Every filter can be dragged and dropped on the Indexing, Search and Filter page. This changes the filter's position on the result columns on the front office when searching.

An example from the model car store:

filter example

Display

This section is used to configure what features are activated and how they are displayed on the front office.

Use a list as default product layout

By default, the first time a visitors uses the search products are shown in a grid. If the visitor prefers to show them in a list, this is then locally stored in the browser and on every subsequent search/site visit the module will always show the list instead. When you want to display a list by default to visitors, right from the start, you can enable this option.

Replace native pages

This option replaces the native category, manufacturer and supplier pages, allowing to show you the blazing fast Elasticsearch results instead of the previous old-fashioned search options.

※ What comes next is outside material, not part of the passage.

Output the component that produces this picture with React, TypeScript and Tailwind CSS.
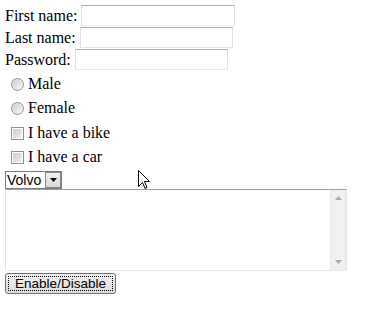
import React from "react";

const serif = { fontFamily: '"Liberation Serif", "Times New Roman", serif' };

function TextBox({ w }: { w: number }) {
  return (
    <div
      className="h-[21px] bg-white border border-t-[#abadb3] border-l-[#dbdfe6] border-r-[#dbdfe6] border-b-[#e3e9ef] rounded-[1px]"
      style={{ width: w }}
    />
  );
}

function Radio() {
  return (
    <div className="w-[13px] h-[13px] rounded-full border border-[#8f8f8f] bg-gradient-to-br from-[#dcdcdc] to-[#f6f6f6] flex items-center justify-center">
      <div className="w-[9px] h-[9px] rounded-full bg-gradient-to-br from-[#cfcfcf] to-[#f4f4f4]" />
    </div>
  );
}

function Check() {
  return (
    <div className="w-[13px] h-[13px] border border-[#8f8f8f] bg-white flex items-center justify-center">
      <div className="w-[9px] h-[9px] bg-gradient-to-br from-[#cbcbcb] to-[#f2f2f2]" />
    </div>
  );
}

export default function App() {
  return (
    <div className="relative w-[370px] h-[313px] bg-white text-black text-[16px]" style={serif}>
      <div className="pt-[5px] pl-[5px] flex flex-col">
        <div className="flex items-center h-[21px]">
          <span className="leading-[21px]">First name:</span>
          <div className="ml-[4px]"><TextBox w={154} /></div>
        </div>
        <div className="flex items-center h-[21px] mt-[1px]">
          <span className="leading-[21px]">Last name:</span>
          <div className="ml-[4px]"><TextBox w={153} /></div>
        </div>
        <div className="flex items-center h-[21px] mt-[1px]">
          <span className="leading-[21px]">Password:</span>
          <div className="ml-[4px]"><TextBox w={153} /></div>
        </div>

        <div className="flex items-center h-[24px] mt-[2px] pl-[6px]">
          <Radio />
          <span className="ml-[4px] leading-[24px]">Male</span>
        </div>
        <div className="flex items-center h-[24px] pl-[6px]">
          <Radio />
          <span className="ml-[4px] leading-[24px]">Female</span>
        </div>
        <div className="flex items-center h-[24px] mt-[1px] pl-[6px]">
          <Check />
          <span className="ml-[4px] leading-[24px]">I have a bike</span>
        </div>
        <div className="flex items-center h-[24px] pl-[6px]">
          <Check />
          <span className="ml-[4px] leading-[24px]">I have a car</span>
        </div>

        <div
          className="mt-[2px] w-[57px] h-[18px] border border-[#7a7a7a] bg-white flex items-center justify-between text-[14px]"
          style={{ fontFamily: '"Liberation Sans", Arial, sans-serif' }}
        >
          <span className="pl-[1px] leading-[16px]">Volvo</span>
          <div className="w-[16px] h-[16px] border border-[#8a8a8a] bg-gradient-to-b from-[#f2f2f2] to-[#d8d8d8] flex items-center justify-center">
            <svg width="7" height="4" viewBox="0 0 7 4">
              <path d="M0 0 H7 L3.5 4 Z" fill="#000" />
            </svg>
          </div>
        </div>

        <div className="w-[342px] h-[82px] border border-t-[#a0a0a0] border-l-[#e2e3ea] border-r-[#e2e3ea] border-b-[#e3e9ef] bg-white flex justify-end">
          <div className="w-[16px] h-full bg-[#f0f0f0] border-l border-[#e8e8e8] flex flex-col items-center justify-between py-[6px]">
            <svg width="7" height="4" viewBox="0 0 7 4">
              <path d="M0 4 H7 L3.5 0 Z" fill="#a8a8a8" />
            </svg>
            <svg width="7" height="4" viewBox="0 0 7 4">
              <path d="M0 0 H7 L3.5 4 Z" fill="#a8a8a8" />
            </svg>
          </div>
        </div>

        <div
          className="mt-[2px] w-[111px] h-[21px] rounded-[3px] border border-[#707070] bg-gradient-to-b from-[#f2f2f2] to-[#dcdcdc] p-[2px]"
          style={{ fontFamily: '"Liberation Sans", Arial, sans-serif' }}
        >
          <div className="w-full h-full border border-dotted border-black flex items-center justify-center text-[13.5px] leading-none">
            Enable/Disable
          </div>
        </div>
      </div>

      <svg className="absolute left-[138px] top-[170px]" width="13" height="21" viewBox="0 0 13 21">
        <path
          d="M0.5 0.5 V16.5 L4.5 12.5 L7 18.5 L9 17.5 L6.5 11.5 H11.5 Z"
          fill="#fff"
          stroke="#000"
          strokeWidth="1"
          strokeLinejoin="miter"
        />
      </svg>
    </div>
  );
}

Search in subcategories on replaced pages

By default subcategories are shown but not searched in. If you want to show results from subcategories on the category pages, be sure to enable this option.

Autocomplete

The module can show search suggestions beneath the search bar. To show the 5 most popular options while searching, enable this option.

The option Instant search will directly replace the current page's content with instant search results. Every layout with a main column is supported.

Infinite scroll

If you would rather use infinite scroll instead of regular pagination, you can enable this option.

Price slider tax rules group

There is a limitation to which taxes can be calculated real-time for the current user. The module can only index prices for one tax rules group at a time. Therefore this option becomes important when you use a price slider. It will apply the selected tax rules group. Note that products which belong to a different tax rules group might get incorrectly shown in the search result. In order to avoid confusing your visitors it is recommended to disable price sliders if you have mixed tax rates in your store.